[Objective]: Where a line contains the string "React", copy that line.

----------

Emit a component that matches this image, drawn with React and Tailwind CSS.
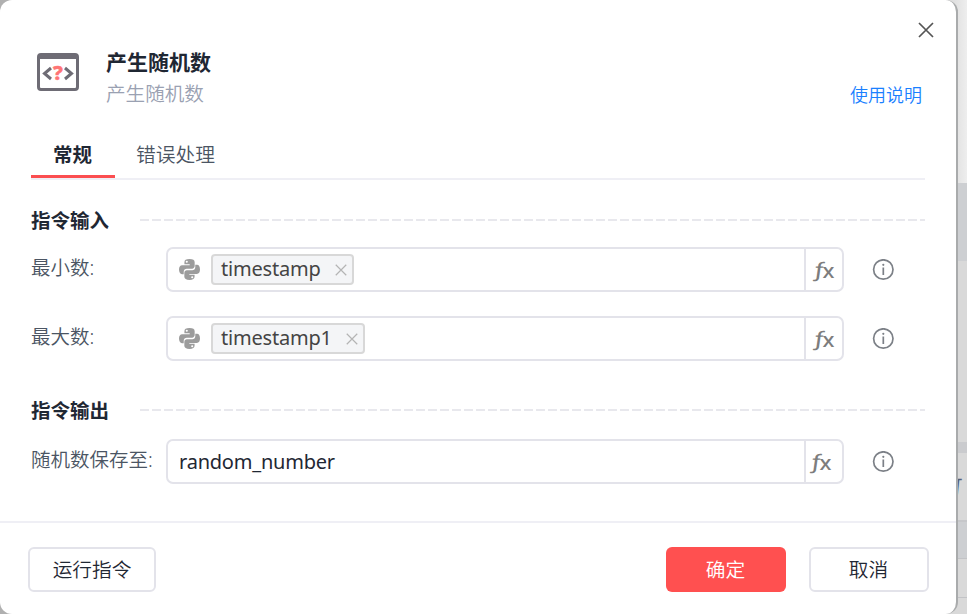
import React from "react";

const FONT = "font-['Noto_Sans','Noto_Sans_CJK_SC',sans-serif]";

function Divider() {
  return (
    <svg className="mb-[3px] ml-auto h-[2px] w-[785px]" viewBox="0 0 785 2">
      <line x1="0" y1="1" x2="785" y2="1" stroke="#e8e8ed" strokeWidth="2" strokeDasharray="9 3" />
    </svg>
  );
}

function Python() {
  return (
    <svg className="h-[21px] w-[21px] shrink-0" viewBox="0 0 24 24" fill="#9c9c9c">
      <path d="M12 0C8 0 6.200 1.300 6.200 3.600V6h6v1H3.600C1.300 7 0 9 0 12s1.300 5.300 3.400 5.300h2V14.500c0-2 1.500-3.400 3.500-3.400h6c1.700 0 3-1.300 3-3V3.600C17.900 1.300 16 0 12 0ZM8.900 1.900a1.200 1.200 0 1 1 0 2.400 1.200 1.200 0 0 1 0-2.400Z" />
      <path d="M12 24c4 0 5.800-1.300 5.800-3.600V18h-6v-1h8.600c2.300 0 3.600-2 3.600-5s-1.300-5.300-3.400-5.300h-2V9.500c0 2-1.500 3.400-3.500 3.400h-6c-1.700 0-3 1.300-3 3v4.500C6.100 22.700 8 24 12 24Zm3.100-1.900a1.200 1.200 0 1 1 0-2.400 1.200 1.200 0 0 1 0 2.400Z" />
    </svg>
  );
}

function Cross({ className, width }) {
  return (
    <svg className={className} viewBox="0 0 16 16" fill="none" stroke="currentColor" strokeWidth={width}>
      <path d="M1 1l14 14M15 1L1 15" />
    </svg>
  );
}

function Tag({ children }) {
  return (
    <span className="ml-[11px] flex h-[31px] items-center rounded-[4px] border-2 border-[#d8d8d8] bg-[#f4f5f7] pr-[5px] pl-2 text-[#444]">
      <span className="mb-[2px] text-[20px] leading-[26px] tracking-[-0.2px]">{children}</span>
      <Cross className="ml-[14px] h-[12px] w-[12px] text-[#b4b4b4]" width="1.6" />
    </span>
  );
}

function Field({ label, children, shift = "pl-[10px]" }) {
  return (
    <div className="flex h-[45px] items-center">
      <span className="mb-[4px] w-[135px] shrink-0 text-[19.500px] font-[350] whitespace-nowrap text-[#4b5563]">{label}</span>
      <div className="flex h-[45px] w-[678px] rounded-[7px] border-2 border-[#e3e3ea]">
        <div className="flex flex-1 items-center pl-[11px]">{children}</div>
        <div className={`flex w-[38px] items-center border-l-2 border-[#e3e3ea] text-[#7d7d7d] ${shift}`}>
          <span className="scale-x-135 -skew-x-6 font-['Roboto'] text-[20px] leading-[24px]">ƒ</span>
          <span className="mt-[2px] scale-x-110 text-[20px] leading-[24px] font-medium">x</span>
        </div>
      </div>
      <svg className="ml-[28px] h-[22px] w-[22px]" viewBox="0 0 22 22" fill="none" stroke="#7c8087" strokeWidth="1.7">
        <circle cx="11.300" cy="10.500" r="9.700" />
        <path d="M11.300 8.500v7.500" />
        <circle cx="11.300" cy="5.800" r="1.100" fill="#7c8087" stroke="none" />
      </svg>
    </div>
  );
}

function Backdrop() {
  return (
    <div className="absolute inset-y-0 right-0 flex w-[20px] flex-col">
      <div className="h-[183px] bg-linear-to-r from-[#d8d8d8] to-[#eeeeee]" />
      <div className="h-[78px] bg-[#cdcfd2]" />
      <div className="h-[181px] bg-[#d9d9d9]" />
      <div className="h-[11px] bg-[#cacbce]" />
      <div className="flex h-[67px] items-center justify-end bg-[#d9d9d9] pr-[5px] text-[20px] text-[#566179]"><span className="-skew-x-6">可</span></div>
      <div className="h-[38px] border-t-2 border-[#c6c7ca] bg-[#cdcfd2]" />
      <div className="h-[40px] border-y border-[#c2c3c6] bg-[#d9d9d9]" />
      <div className="flex-1 bg-[#d9d9d9]" />
    </div>
  );
}

export default function App() {
  return (
    <div className={`relative h-[614px] w-[967px] overflow-hidden bg-[#b0b0b0] ${FONT}`}>
      <Backdrop />
      <div className="relative flex h-[614px] w-[958px] flex-col rounded-[12px] border-r-2 border-[#a9abac] bg-white text-[#1f2733]">
        <header className="flex h-[131px] pl-[37px]">
          <svg className="mt-[53px] h-[38px] w-[42px]" viewBox="0 0 42 38">
            <rect x="1.500" y="1.500" width="39" height="35" rx="2.500" fill="none" stroke="#6e6c75" strokeWidth="3" />
            <path d="M2 4h38" stroke="#6e6c75" strokeWidth="4" />
            <path d="M14 15l-6.500 5.500 6.500 5.500M28 15l6.500 5.500-6.500 5.500" fill="none" stroke="#6e6c75" strokeWidth="3" />
            <text x="21" y="27" textAnchor="middle" fontSize="20" fontWeight="800" fill="#ff7575" stroke="#ff7575" strokeWidth="0.5">?</text>
          </svg>
          <div className="mt-[47px] ml-[27px]">
            <h1 className="text-[21px] leading-[31px] font-bold">产生随机数</h1>
            <p className="text-[19.600px] leading-[32px] font-[350] text-[#9aa1b2]">产生随机数</p>
          </div>
          <div className="mr-[22px] ml-auto flex flex-col items-end">
            <Cross className="mt-[22px] h-[16px] w-[16px] text-[#555]" width="1.7" />
            <a className="mt-[43px] mr-[12px] text-[18px] leading-[28px] font-[350] text-[#1a80ff]">使用说明</a>
          </div>
        </header>
        <nav className="mr-[31px] ml-[31px] flex h-[49px] border-b-2 border-[#efeff5] text-[19.500px] leading-[48px]">
          <span className="h-[47px] w-[84px] border-b-3 border-[#fb4e50] pr-px text-center font-bold">常规</span>
          <span className="ml-[21px] text-[19.800px] font-[350] text-[#4b5563]">错误处理</span>
        </nav>
        <main className="flex h-[341px] flex-col pr-[31px] pl-[31px]">
          <div className="mt-[25px] flex h-[32px] items-center text-[19.500px] font-bold">指令输入<Divider /></div>
          <div className="mt-[10px]"><Field label="最小数:"><Python /><Tag>timestamp</Tag></Field></div>
          <div className="mt-[24px]"><Field label="最大数:"><Python /><Tag>timestamp1</Tag></Field></div>
          <div className="mt-[34px] flex h-[32px] items-center text-[19.500px] font-bold">指令输出<Divider /></div>
          <div className="mt-[12px]">
            <Field label="随机数保存至:" shift="pl-[7px]"><span className="text-[20px] tracking-[-0.22px]">random_number</span></Field>
          </div>
        </main>
        <footer className="flex flex-1 border-t-2 border-[#efeff5] pt-[24px] pr-[27px] pl-[28px] text-[19.700px] font-[350]">
          <button className="h-[45px] w-[128px] rounded-[6px] border-2 border-[#e3e3ea]">运行指令</button>
          <button className="ml-auto h-[45px] w-[120px] rounded-[6px] bg-[#ff5050] pr-px text-white">确定</button>
          <button className="ml-[23px] h-[45px] w-[120px] rounded-[6px] border-2 border-[#e3e3ea] pr-px">取消</button>
        </footer>
      </div>
    </div>
  );
}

----------

[Result]:
Emit a component that matches this image, drawn with React and Tailwind CSS.
import React from "react";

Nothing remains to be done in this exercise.